Nestes momentos, revigorar a mente. Ver como as coisas belas da natureza compensam as angústias do mundo. Observar como a desordem da natureza é um caos tranquilo, um manancial que alimenta as forças interiores para a sagração da beleza. Esquecer o dantesco envolvente através da organização imponderável da natureza. Fazer a ponte com os seus delicados mecanismos, sem hora marcada nem lugar anunciado, admitir que a natureza (mais do que o homem) merece atenção redobrada. Buscar nesta fonte o alimento para andar de bem com o mundo. Reter nestes momentos o quadro que nos segreda, num quente sussurro aos ouvidos, que apenas vale a pena o que é harmonioso, evitar o que o mundo traz de atroz.
É um refúgio necessário. Uma ordem intangível, luz refractária que apresenta o bem-estar. Refúgio natureza, olhar distante para os seres que como nós formam o colectivo de onde somos indissociáveis. Mas de onde apetece abstrair, para que o refúgio seja o quarto esconso onde se busca o bem-estar interior e tão ansiado. Um ascetismo que radica na excelência da natureza, uma comunhão mais íntima que abdica da propensão auto-flageladora da espécie humana.
Uma ironia: essa espécie, senhora suprema entre as espécies, é o arsenal da sua auto-destruição. Somos coveiros de nós mesmos. Por rejeitarmos o que a natureza nos ensina, na sua metódica sabedoria. Os odores que vêm do casamento entre as tímidas gotas de chuva e as poeiras assentadas no solo são a tisana que ensina uma lição de vida: o regresso à natureza, a recusa da humanidade contemporânea com os traços de destruição, sementes de ódio, intolerância que tresanda à incapacidade para aceitar (ou pelo menos compreender) quem é diferente. A harmonia da natureza fornece a lição, sempre ignorada pelos humanos que teimam em cantar a sua superioridade genética.
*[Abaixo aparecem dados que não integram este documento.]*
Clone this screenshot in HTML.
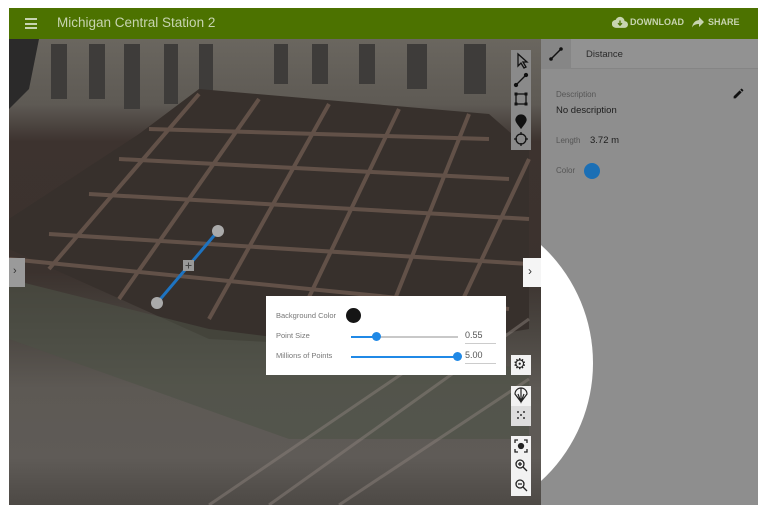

Os pingos de chuva abandonam a sua intermitência. Vão caindo mais ritmados, deixando um rasto no solo que perde a secura de longos dias de estio. Um odor inebriante pulsa da terra, mistura da água vinda do céu com os aromas depositados nos solos. Uma mistura mágica levanta um odor incomparável. Apenas dura uns segundos, quando muito uns breves minutos. Quando a chuva aumenta de intensidade este cheiro deslumbrante desaparece, levado pela água já abundante que lava as poeiras acumuladas.
Apetece parar o tempo quando se anunciam as gotas de chuva que trazem os odores magníficos. Desligado do tempo e do espaço, só reter a brevidade do perfume exalado pela terra molhada pelas primeiras gotículas vindas das nuvens tormentosas. Parar o tempo, pois essas nuvens são a ameaça para o deleite dos sentidos. Prolongar o tempo, como se cada segundo durasse mais tempo do que o retido nos ponteiros do relógio. Ou esperar pela próxima vez que à aridez estival se sucedam as chuvas que abrem as portas à enxurrada de emoções silvestres, sentir a natureza à solta. Esperar, para voltar a saborear a dança dos odores vindos da osmose de água e terra.
Nestes momentos, revigorar a mente. Ver como as coisas belas da natureza compensam as angústias do mundo. Observar como a desordem da natureza é um caos tranquilo, um manancial que alimenta as forças interiores para a sagração da beleza. Esquecer o dantesco envolvente através da organização imponderável da natureza. Fazer a ponte com os seus delicados mecanismos, sem hora marcada nem lugar anunciado, admitir que a natureza (mais do que o homem) merece atenção redobrada. Buscar nesta fonte o alimento para andar de bem com o mundo. Reter nestes momentos o quadro que nos segreda, num quente sussurro aos ouvidos, que apenas vale a pena o que é harmonioso, evitar o que o mundo traz de atroz.
É um refúgio necessário. Uma ordem intangível, luz refractária que apresenta o bem-estar. Refúgio natureza, olhar distante para os seres que como nós formam o colectivo de onde somos indissociáveis. Mas de onde apetece abstrair, para que o refúgio seja o quarto esconso onde se busca o bem-estar interior e tão ansiado. Um ascetismo que radica na excelência da natureza, uma comunhão mais íntima que abdica da propensão auto-flageladora da espécie humana.
Uma ironia: essa espécie, senhora suprema entre as espécies, é o arsenal da sua auto-destruição. Somos coveiros de nós mesmos. Por rejeitarmos o que a natureza nos ensina, na sua metódica sabedoria. Os odores que vêm do casamento entre as tímidas gotas de chuva e as poeiras assentadas no solo são a tisana que ensina uma lição de vida: o regresso à natureza, a recusa da humanidade contemporânea com os traços de destruição, sementes de ódio, intolerância que tresanda à incapacidade para aceitar (ou pelo menos compreender) quem é diferente. A harmonia da natureza fornece a lição, sempre ignorada pelos humanos que teimam em cantar a sua superioridade genética.